Data listing:
========================================================================
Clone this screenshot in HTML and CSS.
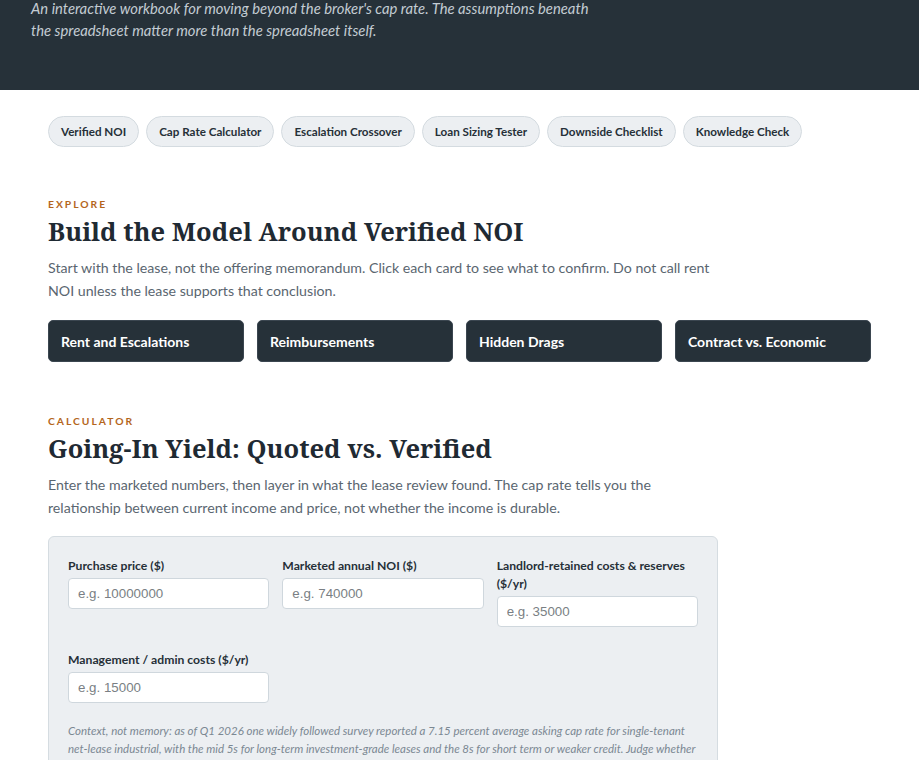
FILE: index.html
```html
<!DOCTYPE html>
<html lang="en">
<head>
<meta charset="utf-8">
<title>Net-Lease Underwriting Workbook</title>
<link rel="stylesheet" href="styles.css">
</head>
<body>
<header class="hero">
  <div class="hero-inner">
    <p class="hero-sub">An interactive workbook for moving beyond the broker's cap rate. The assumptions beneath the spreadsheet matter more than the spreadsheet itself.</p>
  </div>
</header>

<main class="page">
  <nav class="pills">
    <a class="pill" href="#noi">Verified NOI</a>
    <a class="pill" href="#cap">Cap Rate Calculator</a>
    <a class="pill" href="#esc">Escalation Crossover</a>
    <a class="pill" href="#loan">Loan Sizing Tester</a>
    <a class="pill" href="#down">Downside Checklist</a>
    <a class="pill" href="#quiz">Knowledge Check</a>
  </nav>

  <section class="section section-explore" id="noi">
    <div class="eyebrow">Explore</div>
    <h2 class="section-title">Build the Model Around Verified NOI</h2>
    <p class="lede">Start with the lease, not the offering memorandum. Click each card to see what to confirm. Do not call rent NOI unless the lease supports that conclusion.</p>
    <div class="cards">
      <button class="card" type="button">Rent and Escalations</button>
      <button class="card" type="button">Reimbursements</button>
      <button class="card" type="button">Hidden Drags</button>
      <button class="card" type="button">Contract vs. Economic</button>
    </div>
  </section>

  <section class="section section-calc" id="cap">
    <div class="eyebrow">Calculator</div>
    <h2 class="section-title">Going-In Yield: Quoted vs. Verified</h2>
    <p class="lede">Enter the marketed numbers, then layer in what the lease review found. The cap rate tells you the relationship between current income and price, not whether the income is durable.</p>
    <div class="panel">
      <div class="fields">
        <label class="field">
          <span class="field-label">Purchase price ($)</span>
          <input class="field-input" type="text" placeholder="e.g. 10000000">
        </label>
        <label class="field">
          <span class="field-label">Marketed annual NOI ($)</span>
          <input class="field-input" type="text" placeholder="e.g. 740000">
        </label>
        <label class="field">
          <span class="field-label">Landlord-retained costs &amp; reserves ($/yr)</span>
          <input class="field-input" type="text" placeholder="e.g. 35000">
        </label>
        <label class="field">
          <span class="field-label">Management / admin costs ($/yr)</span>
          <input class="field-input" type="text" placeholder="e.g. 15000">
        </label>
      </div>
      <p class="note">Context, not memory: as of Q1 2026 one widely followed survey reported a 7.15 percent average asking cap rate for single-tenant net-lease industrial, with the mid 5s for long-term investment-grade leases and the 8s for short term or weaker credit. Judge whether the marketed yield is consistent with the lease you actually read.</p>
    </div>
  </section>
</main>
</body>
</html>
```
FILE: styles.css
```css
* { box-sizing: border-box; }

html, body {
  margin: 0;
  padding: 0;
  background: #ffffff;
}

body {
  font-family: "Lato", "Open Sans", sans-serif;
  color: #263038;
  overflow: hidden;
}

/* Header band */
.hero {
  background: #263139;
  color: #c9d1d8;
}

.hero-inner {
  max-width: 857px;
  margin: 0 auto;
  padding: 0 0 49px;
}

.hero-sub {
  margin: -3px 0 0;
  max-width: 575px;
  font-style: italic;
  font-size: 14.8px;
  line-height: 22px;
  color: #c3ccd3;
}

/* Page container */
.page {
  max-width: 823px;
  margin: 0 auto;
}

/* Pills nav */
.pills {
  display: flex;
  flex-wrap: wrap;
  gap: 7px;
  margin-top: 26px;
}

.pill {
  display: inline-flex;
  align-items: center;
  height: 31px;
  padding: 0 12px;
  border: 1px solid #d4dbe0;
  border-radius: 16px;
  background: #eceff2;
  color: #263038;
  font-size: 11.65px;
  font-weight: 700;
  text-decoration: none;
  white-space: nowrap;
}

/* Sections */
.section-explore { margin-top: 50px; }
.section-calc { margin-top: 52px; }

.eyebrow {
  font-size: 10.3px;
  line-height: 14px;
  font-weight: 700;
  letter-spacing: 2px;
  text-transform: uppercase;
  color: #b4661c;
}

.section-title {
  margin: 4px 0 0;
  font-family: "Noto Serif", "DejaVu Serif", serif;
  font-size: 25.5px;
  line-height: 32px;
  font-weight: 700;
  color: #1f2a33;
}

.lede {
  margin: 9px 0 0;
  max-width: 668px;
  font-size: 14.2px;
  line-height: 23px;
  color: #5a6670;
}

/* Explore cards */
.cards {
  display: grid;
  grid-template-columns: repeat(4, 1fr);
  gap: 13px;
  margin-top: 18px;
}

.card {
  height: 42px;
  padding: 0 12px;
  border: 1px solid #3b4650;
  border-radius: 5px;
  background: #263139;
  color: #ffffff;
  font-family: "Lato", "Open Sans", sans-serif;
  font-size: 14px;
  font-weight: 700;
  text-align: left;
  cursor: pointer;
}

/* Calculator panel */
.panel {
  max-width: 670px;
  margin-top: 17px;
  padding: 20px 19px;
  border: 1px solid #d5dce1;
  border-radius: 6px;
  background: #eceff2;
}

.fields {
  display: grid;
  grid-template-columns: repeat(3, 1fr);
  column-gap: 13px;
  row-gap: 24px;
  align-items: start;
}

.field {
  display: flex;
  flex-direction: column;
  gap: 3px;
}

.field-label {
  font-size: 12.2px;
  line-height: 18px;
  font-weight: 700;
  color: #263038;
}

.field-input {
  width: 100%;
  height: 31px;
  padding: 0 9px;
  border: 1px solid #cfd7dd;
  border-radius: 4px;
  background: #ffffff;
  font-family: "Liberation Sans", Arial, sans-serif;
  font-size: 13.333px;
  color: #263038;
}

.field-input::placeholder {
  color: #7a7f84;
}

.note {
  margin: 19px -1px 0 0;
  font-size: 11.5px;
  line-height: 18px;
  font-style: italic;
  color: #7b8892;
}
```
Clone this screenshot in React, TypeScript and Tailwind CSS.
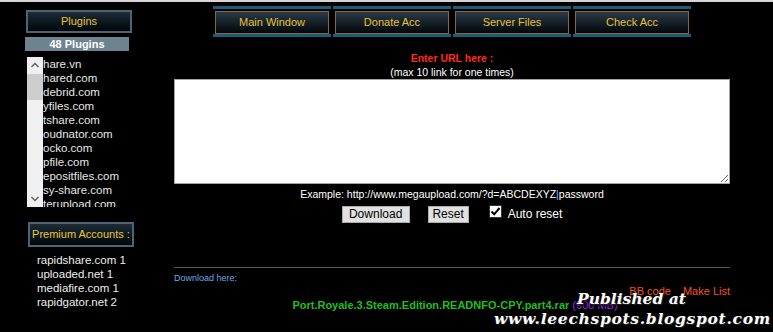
========================================================================
- **Written instruction**: Can you restate all the records above word for word while dropping the pictures?

- **Solution to the problem**:
Clone this screenshot in HTML and CSS.
FILE: index.html
```html
<!DOCTYPE html>
<html lang="en">
<head>
<meta charset="utf-8">
<title>Net-Lease Underwriting Workbook</title>
<link rel="stylesheet" href="styles.css">
</head>
<body>
<header class="hero">
  <div class="hero-inner">
    <p class="hero-sub">An interactive workbook for moving beyond the broker's cap rate. The assumptions beneath the spreadsheet matter more than the spreadsheet itself.</p>
  </div>
</header>

<main class="page">
  <nav class="pills">
    <a class="pill" href="#noi">Verified NOI</a>
    <a class="pill" href="#cap">Cap Rate Calculator</a>
    <a class="pill" href="#esc">Escalation Crossover</a>
    <a class="pill" href="#loan">Loan Sizing Tester</a>
    <a class="pill" href="#down">Downside Checklist</a>
    <a class="pill" href="#quiz">Knowledge Check</a>
  </nav>

  <section class="section section-explore" id="noi">
    <div class="eyebrow">Explore</div>
    <h2 class="section-title">Build the Model Around Verified NOI</h2>
    <p class="lede">Start with the lease, not the offering memorandum. Click each card to see what to confirm. Do not call rent NOI unless the lease supports that conclusion.</p>
    <div class="cards">
      <button class="card" type="button">Rent and Escalations</button>
      <button class="card" type="button">Reimbursements</button>
      <button class="card" type="button">Hidden Drags</button>
      <button class="card" type="button">Contract vs. Economic</button>
    </div>
  </section>

  <section class="section section-calc" id="cap">
    <div class="eyebrow">Calculator</div>
    <h2 class="section-title">Going-In Yield: Quoted vs. Verified</h2>
    <p class="lede">Enter the marketed numbers, then layer in what the lease review found. The cap rate tells you the relationship between current income and price, not whether the income is durable.</p>
    <div class="panel">
      <div class="fields">
        <label class="field">
          <span class="field-label">Purchase price ($)</span>
          <input class="field-input" type="text" placeholder="e.g. 10000000">
        </label>
        <label class="field">
          <span class="field-label">Marketed annual NOI ($)</span>
          <input class="field-input" type="text" placeholder="e.g. 740000">
        </label>
        <label class="field">
          <span class="field-label">Landlord-retained costs &amp; reserves ($/yr)</span>
          <input class="field-input" type="text" placeholder="e.g. 35000">
        </label>
        <label class="field">
          <span class="field-label">Management / admin costs ($/yr)</span>
          <input class="field-input" type="text" placeholder="e.g. 15000">
        </label>
      </div>
      <p class="note">Context, not memory: as of Q1 2026 one widely followed survey reported a 7.15 percent average asking cap rate for single-tenant net-lease industrial, with the mid 5s for long-term investment-grade leases and the 8s for short term or weaker credit. Judge whether the marketed yield is consistent with the lease you actually read.</p>
    </div>
  </section>
</main>
</body>
</html>
```
FILE: styles.css
```css
* { box-sizing: border-box; }

html, body {
  margin: 0;
  padding: 0;
  background: #ffffff;
}

body {
  font-family: "Lato", "Open Sans", sans-serif;
  color: #263038;
  overflow: hidden;
}

/* Header band */
.hero {
  background: #263139;
  color: #c9d1d8;
}

.hero-inner {
  max-width: 857px;
  margin: 0 auto;
  padding: 0 0 49px;
}

.hero-sub {
  margin: -3px 0 0;
  max-width: 575px;
  font-style: italic;
  font-size: 14.8px;
  line-height: 22px;
  color: #c3ccd3;
}

/* Page container */
.page {
  max-width: 823px;
  margin: 0 auto;
}

/* Pills nav */
.pills {
  display: flex;
  flex-wrap: wrap;
  gap: 7px;
  margin-top: 26px;
}

.pill {
  display: inline-flex;
  align-items: center;
  height: 31px;
  padding: 0 12px;
  border: 1px solid #d4dbe0;
  border-radius: 16px;
  background: #eceff2;
  color: #263038;
  font-size: 11.65px;
  font-weight: 700;
  text-decoration: none;
  white-space: nowrap;
}

/* Sections */
.section-explore { margin-top: 50px; }
.section-calc { margin-top: 52px; }

.eyebrow {
  font-size: 10.3px;
  line-height: 14px;
  font-weight: 700;
  letter-spacing: 2px;
  text-transform: uppercase;
  color: #b4661c;
}

.section-title {
  margin: 4px 0 0;
  font-family: "Noto Serif", "DejaVu Serif", serif;
  font-size: 25.5px;
  line-height: 32px;
  font-weight: 700;
  color: #1f2a33;
}

.lede {
  margin: 9px 0 0;
  max-width: 668px;
  font-size: 14.2px;
  line-height: 23px;
  color: #5a6670;
}

/* Explore cards */
.cards {
  display: grid;
  grid-template-columns: repeat(4, 1fr);
  gap: 13px;
  margin-top: 18px;
}

.card {
  height: 42px;
  padding: 0 12px;
  border: 1px solid #3b4650;
  border-radius: 5px;
  background: #263139;
  color: #ffffff;
  font-family: "Lato", "Open Sans", sans-serif;
  font-size: 14px;
  font-weight: 700;
  text-align: left;
  cursor: pointer;
}

/* Calculator panel */
.panel {
  max-width: 670px;
  margin-top: 17px;
  padding: 20px 19px;
  border: 1px solid #d5dce1;
  border-radius: 6px;
  background: #eceff2;
}

.fields {
  display: grid;
  grid-template-columns: repeat(3, 1fr);
  column-gap: 13px;
  row-gap: 24px;
  align-items: start;
}

.field {
  display: flex;
  flex-direction: column;
  gap: 3px;
}

.field-label {
  font-size: 12.2px;
  line-height: 18px;
  font-weight: 700;
  color: #263038;
}

.field-input {
  width: 100%;
  height: 31px;
  padding: 0 9px;
  border: 1px solid #cfd7dd;
  border-radius: 4px;
  background: #ffffff;
  font-family: "Liberation Sans", Arial, sans-serif;
  font-size: 13.333px;
  color: #263038;
}

.field-input::placeholder {
  color: #7a7f84;
}

.note {
  margin: 19px -1px 0 0;
  font-size: 11.5px;
  line-height: 18px;
  font-style: italic;
  color: #7b8892;
}
```
Clone this screenshot in React, TypeScript and Tailwind CSS.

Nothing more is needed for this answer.